Canadian miner could reopen centenary Idaho mine

Following the settlement of a longstanding Superfund lawsuit against the owner of the Bunker Hill Mine, the project’s Canadian operator might restart works at the site.

Toronto-based Bunker Hill Mining Co. told The Spokesman-Review that it would consider reopening the mine on a limited basis by the end of the year, while large-scale production could be possible in about two years.

The Canadian miner is leasing the lead-zinc-silver property located in Kellogg, northern Idaho, and has an option to buy it from the owner, Placer Mining Co.

Before doing that, Bunker would have to raise about $100 million. However, that should not be too difficult now that the major hurdle that was stopping the company from moving forward has been cleared. That is, the suit connected to and EPA-lead Superfund cleanup that had to be undertaken from the 1980s on to deal with pollution from Bunker Hill’s smelter stacks, which spread over the city, as well as from historic irregular tailings management. Such situations produced some of the highest blood-lead levels in local children ever documented in North America.
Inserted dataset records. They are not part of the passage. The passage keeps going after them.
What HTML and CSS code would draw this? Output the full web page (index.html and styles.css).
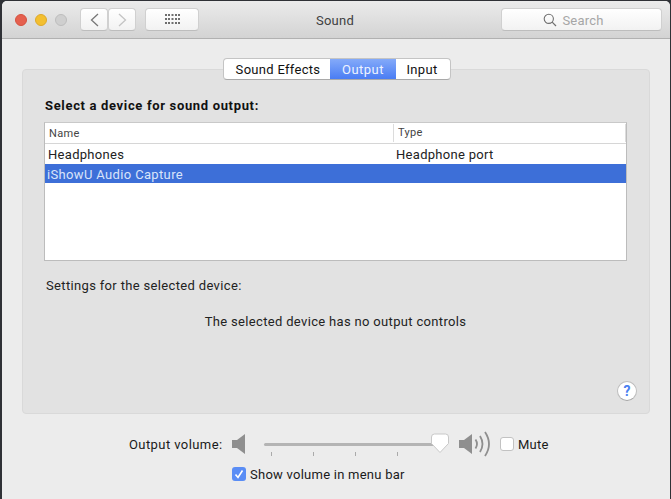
FILE: index.html
```html
<!DOCTYPE html>
<html lang="en">
<head>
<meta charset="utf-8">
<title>Sound</title>
<link rel="stylesheet" href="styles.css">
</head>
<body>
<div class="window">
  <header class="titlebar">
    <div class="lights">
      <span class="light red"></span>
      <span class="light yellow"></span>
      <span class="light grey"></span>
    </div>
    <div class="nav">
      <button class="tool nav-btn"><svg width="9" height="14" viewBox="0 0 9 14"><path d="M8 1 1.5 7 8 13" fill="none" stroke="#777" stroke-width="1.3"/></svg></button>
      <button class="tool nav-btn"><svg width="9" height="14" viewBox="0 0 9 14"><path d="M1 1 7.5 7 1 13" fill="none" stroke="#c4c4c4" stroke-width="1.3"/></svg></button>
    </div>
    <button class="tool grid-btn"><svg width="15" height="11" viewBox="0 0 15 11" fill="#6e6e6e"><rect x="0" y="0" width="2" height="2"/><rect x="3" y="0" width="2" height="2"/><rect x="6.5" y="0" width="2" height="2"/><rect x="10" y="0" width="2" height="2"/><rect x="13" y="0" width="2" height="2"/><rect x="0" y="4" width="2" height="2"/><rect x="3" y="4" width="2" height="2"/><rect x="6.5" y="4" width="2" height="2"/><rect x="10" y="4" width="2" height="2"/><rect x="13" y="4" width="2" height="2"/><rect x="0" y="8" width="2" height="2"/><rect x="3" y="8" width="2" height="2"/><rect x="6.5" y="8" width="2" height="2"/><rect x="10" y="8" width="2" height="2"/><rect x="13" y="8" width="2" height="2"/></svg></button>
    <div class="title">Sound</div>
    <div class="tool search">
      <svg width="14" height="14" viewBox="0 0 14 14"><circle cx="5.8" cy="5.8" r="4.6" fill="none" stroke="#6f6f6f" stroke-width="1.1"/><path d="M9.2 9.2 13 13" stroke="#6f6f6f" stroke-width="1.2"/></svg>
      <span>Search</span>
    </div>
  </header>

  <main class="content">
    <nav class="tabs">
      <span class="tab">Sound Effects</span>
      <span class="tab active">Output</span>
      <span class="tab">Input</span>
    </nav>
    <section class="panel">
      <h2 class="heading">Select a device for sound output:</h2>
      <div class="table">
        <div class="row head">
          <div class="col-name">Name</div>
          <div class="col-type">Type</div>
        </div>
        <div class="row item">
          <div class="col-name">Headphones</div>
          <div class="col-type">Headphone port</div>
        </div>
        <div class="row item selected">
          <div class="col-name">iShowU Audio Capture</div>
          <div class="col-type"></div>
        </div>
      </div>
      <p class="settings">Settings for the selected device:</p>
      <p class="none">The selected device has no output controls</p>
      <div class="help-row"><span class="help">?</span></div>
    </section>

    <div class="volume">
      <span class="vol-label">Output volume:</span>
      <svg class="spk-low" width="14" height="20" viewBox="0 0 14 20"><path d="M0 6h5l8-6v20l-8-6H0z" fill="#8f8f8f"/></svg>
      <div class="slider">
        <div class="track"></div>
        <div class="ticks"><i></i><i></i><i></i><i></i></div>
        <svg class="thumb" width="20" height="21" viewBox="0 0 20 21"><path d="M4.500 1h11A3 3 0 0 1 18.500 4V10.500l-8.500 9-8.500-9V4A3 3 0 0 1 4.500 1z" fill="#fff" stroke="#c8c8c8"/></svg>
      </div>
      <svg class="spk-high" width="32" height="26" viewBox="0 0 32 26"><path d="M0 9h5l8-6v20l-8-6H0z" fill="#8f8f8f"/><path d="M16.500 8.500q3 4.500 0 9M21 5q5 8 0 16M26 1q8 12 0 24" fill="none" stroke="#8f8f8f" stroke-width="1.800"/></svg>
      <label class="check-wrap mute"><span class="check"></span><span>Mute</span></label>
    </div>
    <div class="show">
      <span class="check on"><svg width="14" height="14" viewBox="0 0 14 14"><path d="M3.500 7.500 6 10.500 10.500 3.500" fill="none" stroke="#fff" stroke-width="1.600"/></svg></span>
      <span>Show volume in menu bar</span>
    </div>
  </main>
</div>
</body>
</html>
```
FILE: styles.css
```css
* { box-sizing: border-box; }
html, body { margin: 0; height: 100%; }
body {
  background: #2f3136;
  font-family: Roboto, "Liberation Sans", sans-serif;
  font-size: 13px;
  color: #111;
  overflow: hidden;
}
.window {
  width: 668px;
  height: 498px;
  margin: 1px 0 0 2px;
  background: #ececec;
  border-radius: 5px 5px 0 0;
  overflow: hidden;
}
.titlebar {
  height: 38px;
  display: flex;
  align-items: center;
  padding: 0 8px 0 13px;
  background: linear-gradient(#ebebeb, #d3d3d3);
  border-bottom: 1px solid #b1b1b1;
}
.lights { display: flex; gap: 8px; }
.light { width: 12px; height: 12px; border-radius: 50%; border: 1px solid; }
.red { background: #e5604f; border-color: #d5513f; }
.yellow { background: #f3bf30; border-color: #dea92a; }
.grey { background: #cfcfcf; border-color: #bdbdbd; }
.tool {
  height: 23px;
  padding: 0;
  background: linear-gradient(#fff, #f2f2f2);
  border: 1px solid #d0d0d0;
  border-bottom-color: #bdbdbd;
  border-radius: 4px;
  display: flex;
  align-items: center;
  justify-content: center;
}
.nav { display: flex; margin-left: 13px; }
.nav-btn { width: 28px; }
.grid-btn { width: 54px; margin-left: 9px; }
.title {
  width: 76px;
  margin-left: 98px;
  padding-top: 2px;
  text-align: center;
  font-size: 13px;
  color: #404040;
  letter-spacing: .25px;
}
.search {
  width: 161px;
  margin-left: auto;
  gap: 5px;
  padding-right: 16px;
  color: #a6a6a6;
  font-size: 13px;
  letter-spacing: .2px;
}
.search span { padding-top: 1px; }
.content { display: flex; flex-direction: column; }
.tabs {
  align-self: flex-start;
  margin: 19px 0 -11px 221px;
  height: 22px;
  display: flex;
  background: #fff;
  border: 1px solid #c4c4c4;
  border-bottom-color: #a9a9a9;
  border-radius: 4px;
  overflow: hidden;
  position: relative;
  z-index: 1;
}
.tab {
  display: flex;
  align-items: center;
  justify-content: center;
  width: 106px;
  padding-left: 2px;
  font-size: 13px;
  letter-spacing: .3px;
  color: #111;
}
.tab:nth-child(2) { width: 66px; padding-left: 0; letter-spacing: .5px; }
.tab:nth-child(3) { width: 54px; padding: 0 2px 0 0; }
.tab.active {
  color: #eef3ff;
  background: linear-gradient(#84aaf9, #4a7df4);
}
.panel {
  margin: 0 20px;
  height: 345px;
  background: #e2e2e2;
  border: 1px solid #d9d9d9;
  border-radius: 4px;
  padding: 28px 22px 0 21px;
  display: flex;
  flex-direction: column;
}
.heading {
  margin: 0 0 9px 1px;
  font-size: 13px;
  line-height: 15px;
  font-weight: 700;
  letter-spacing: .66px;
  color: #111;
}
.table {
  height: 139px;
  background: #fff;
  border: 1px solid #bcbcbc;
  border-top-color: #c9c9c9;
}
.row { display: flex; }
.col-name { width: 348px; padding-left: 3px; }
.col-type { flex: 1; padding-left: 3px; }
.head {
  height: 21px;
  align-items: center;
  border-bottom: 1px solid #d6d6d6;
  font-size: 11px;
  color: #444;
  letter-spacing: .3px;
}
.head .col-type { border-left: 1px solid #dcdcdc; height: 18px; line-height: 18px; padding-left: 4px; border-right: 1px solid #dcdcdc; }
.head .col-name { padding-left: 4px; }
.item {
  height: 20px;
  line-height: 20px;
  font-size: 13px;
  letter-spacing: .3px;
  color: #222;
}
.item:nth-child(2) { padding-top: 1px; }
.selected {
  height: 19px;
  line-height: 21px;
  background: #3d6fd8;
  color: #d9e4fa;
}
.selected .col-name { padding-left: 2px; letter-spacing: .35px; }
.settings {
  margin: 17px 0 0 2px;
  line-height: 16px;
  font-size: 13px;
  letter-spacing: .34px;
  color: #222;
}
.none {
  margin: 20px 0 0;
  line-height: 16px;
  text-align: center;
  font-size: 13px;
  letter-spacing: .33px;
  color: #222;
}
.help-row {
  display: flex;
  justify-content: flex-end;
  margin: 51px -10px 0 0;
}
.help {
  width: 20px;
  height: 20px;
  border-radius: 50%;
  background: #fff;
  border: 1px solid #bdbdbd;
  border-bottom-color: #a5a5a5;
  color: #4a80f0;
  font-size: 14px;
  font-weight: 700;
  line-height: 18px;
  text-align: center;
}
.volume {
  display: flex;
  align-items: center;
  height: 26px;
  margin-top: 17px;
  padding-left: 127px;
}
.vol-label { width: 103px; letter-spacing: .42px; color: #1a1a1a; }
.spk-low { margin-right: 18px; }
.slider { position: relative; width: 176px; height: 26px; }
.track { position: absolute; left: 0; right: 0; top: 12px; height: 3px; border-radius: 2px; background: #b4b4b4; }
.ticks { position: absolute; left: 7px; top: 21px; display: flex; gap: 41px; }
.ticks i { display: block; width: 1px; height: 4px; background: #aaa; }
.thumb { position: absolute; left: 166px; top: 2px; }
.spk-high { margin-left: 19px; }
.check-wrap { display: flex; align-items: center; gap: 4px; letter-spacing: .25px; color: #1a1a1a; }
.mute { margin-left: 9px; }
.check {
  width: 14px;
  height: 14px;
  display: block;
  background: #fff;
  border: 1px solid #c2c2c2;
  border-radius: 3px;
}
.check.on { background: #5a8df5; border: 0; }
.check svg { display: block; }
.show {
  display: flex;
  align-items: center;
  gap: 4px;
  margin: 9px 0 0 230px;
  height: 16px;
  letter-spacing: .25px;
  color: #1a1a1a;
}
```
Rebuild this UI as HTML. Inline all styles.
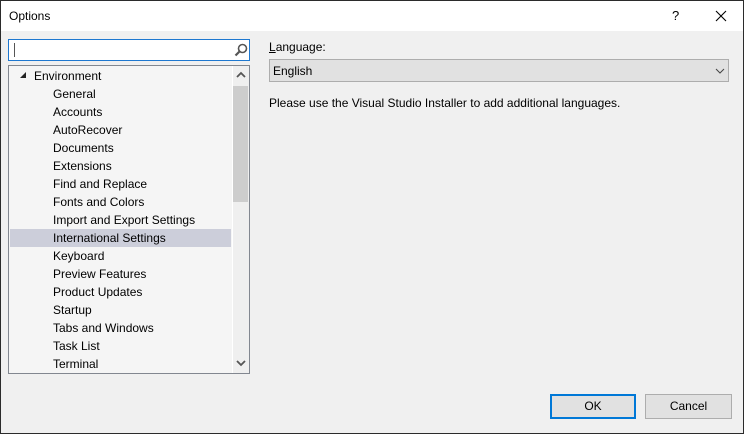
<!DOCTYPE html>
<html><head><style>
*{margin:0;padding:0;box-sizing:border-box}
body{width:744px;height:434px;background:#f0f0f0;font-family:"Liberation Sans",sans-serif;font-size:12px;color:#000;position:relative;overflow:hidden}
.win{position:absolute;left:0;top:0;width:744px;height:434px;border:1px solid #2b2b2b;}
.title{position:absolute;left:0;top:0;width:742px;height:30px;background:#fff}
.abs{position:absolute}
.row{position:absolute;left:1px;width:221px;height:18px;line-height:18px;padding-left:43px;white-space:nowrap}
</style></head><body>
<div class="win">
<div class="title">
 <div class="abs" style="left:8px;top:8px;font-size:12px">Options</div>
 <div class="abs" style="left:671px;top:7px;font-size:13px">?</div>
 <svg class="abs" style="left:714px;top:9px" width="12" height="12"><path d="M1 1L11 11M11 1L1 11" stroke="#000" stroke-width="1.1"/></svg>
</div>
<div class="abs" style="left:7px;top:38px;width:242px;height:22px;background:#fff;border:1px solid #1e78d0">
 <div class="abs" style="left:5px;top:3px;width:1px;height:14px;background:#555"></div>
 <svg class="abs" style="left:225px;top:3px" width="14" height="14"><circle cx="8.5" cy="5.5" r="4" fill="none" stroke="#555" stroke-width="1.6"/><path d="M5.5 8.5L1.5 12.5" stroke="#555" stroke-width="2.2"/></svg>
</div>
<div class="abs" style="left:7px;top:64px;width:242px;height:309px;background:#f5f5f5;border:1px solid #828790">
 <div class="abs" style="left:223px;top:0;width:17px;height:307px;background:#efefef;border-left:1px solid #fff"></div>
 <svg class="abs" style="left:227px;top:5px" width="10" height="8"><path d="M1 6L5 2L9 6" fill="none" stroke="#555" stroke-width="1.8"/></svg>
 <div class="abs" style="left:224px;top:20px;width:15px;height:116px;background:#cdcdcd"></div>
 <svg class="abs" style="left:227px;top:293px" width="10" height="8"><path d="M1 2L5 6L9 2" fill="none" stroke="#555" stroke-width="1.8"/></svg>
 <div class="row" style="top:163px;background:#ccceda"></div>
 <svg class="abs" style="left:10px;top:5px" width="8" height="8"><path d="M7 1L7 7L1 7Z" fill="#222"/></svg>
 <div class="row" style="top:1px;padding-left:24px">Environment</div>
 <div class="row" style="top:19px">General</div>
 <div class="row" style="top:37px">Accounts</div>
 <div class="row" style="top:55px">AutoRecover</div>
 <div class="row" style="top:73px">Documents</div>
 <div class="row" style="top:91px">Extensions</div>
 <div class="row" style="top:109px">Find and Replace</div>
 <div class="row" style="top:127px">Fonts and Colors</div>
 <div class="row" style="top:145px">Import and Export Settings</div>
 <div class="row" style="top:163px">International Settings</div>
 <div class="row" style="top:181px">Keyboard</div>
 <div class="row" style="top:199px">Preview Features</div>
 <div class="row" style="top:217px">Product Updates</div>
 <div class="row" style="top:235px">Startup</div>
 <div class="row" style="top:253px">Tabs and Windows</div>
 <div class="row" style="top:271px">Task List</div>
 <div class="row" style="top:289px;height:17px;overflow:hidden">Terminal</div>
</div>
<div class="abs" style="left:268px;top:39px"><u>L</u>anguage:</div>
<div class="abs" style="left:268px;top:58px;width:460px;height:23px;background:#e1e1e1;border:1px solid #adadad">
 <div class="abs" style="left:3px;top:4px">English</div>
 <svg class="abs" style="left:445px;top:8px" width="10" height="6"><path d="M1 1L5 5L9 1" fill="none" stroke="#444" stroke-width="1"/></svg>
</div>
<div class="abs" style="left:268px;top:95px">Please use the Visual Studio Installer to add additional languages.</div>
<div class="abs" style="left:549px;top:393px;width:86px;height:25px;background:#e1e1e1;border:2px solid #0078d7;text-align:center;line-height:21px">OK</div>
<div class="abs" style="left:644px;top:393px;width:87px;height:25px;background:#e1e1e1;border:1px solid #adadad;text-align:center;line-height:23px">Cancel</div>
</div>
</body></html>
But the cleanup has ended and with the agreement filed earlier this week in the U.S. District Court in Boise, past environmental liabilities against the mine’s owner are resolved, as well as a counter-lawsuit against the U.S. Environmental Protection Agency.

As part of the agreement, Bunker Hill has to pay the EPA $20 million over a seven-year period, regardless of whether the company continues to lease and operate the mine or moves towards an ownership position. Payments will be done on behalf of the current owner/lessor for the EPA’s prior response costs.

Every six months, Bunker Hill will also have to pay the EPA $480,000 for ongoing water treatment costs incurred at the EPA’s Central Treatment Plant and would have to report on ongoing maintenance work on mine infrastructure to allow for proper management of mine effluent.

On the other side of the equation, the U.S. government agreed not to sue Bunker Hill for prior contamination migrating from the mine. Similarly, the EPA agreed not to enforce any lien it may have on the mine so long as Bunker Hill is in compliance with its payment and maintenance work obligations, as well as to release any lien it may have on the mine upon the completion of Bunker Hill’s maintenance work and payment obligations.

“This agreement with the United States EPA and Department of Justice provides Bunker Hill or a subsidiary with the ability to operate the Bunker Hill Mine. We can now accelerate the work required to re-open the mine. We will work together with the EPA to operate the mine in a way that will provide economic benefits for the local community in an environmentally prudent fashion,” said Bunker Hill’s President and CEO, Stated Bruce Reid, in a media statement.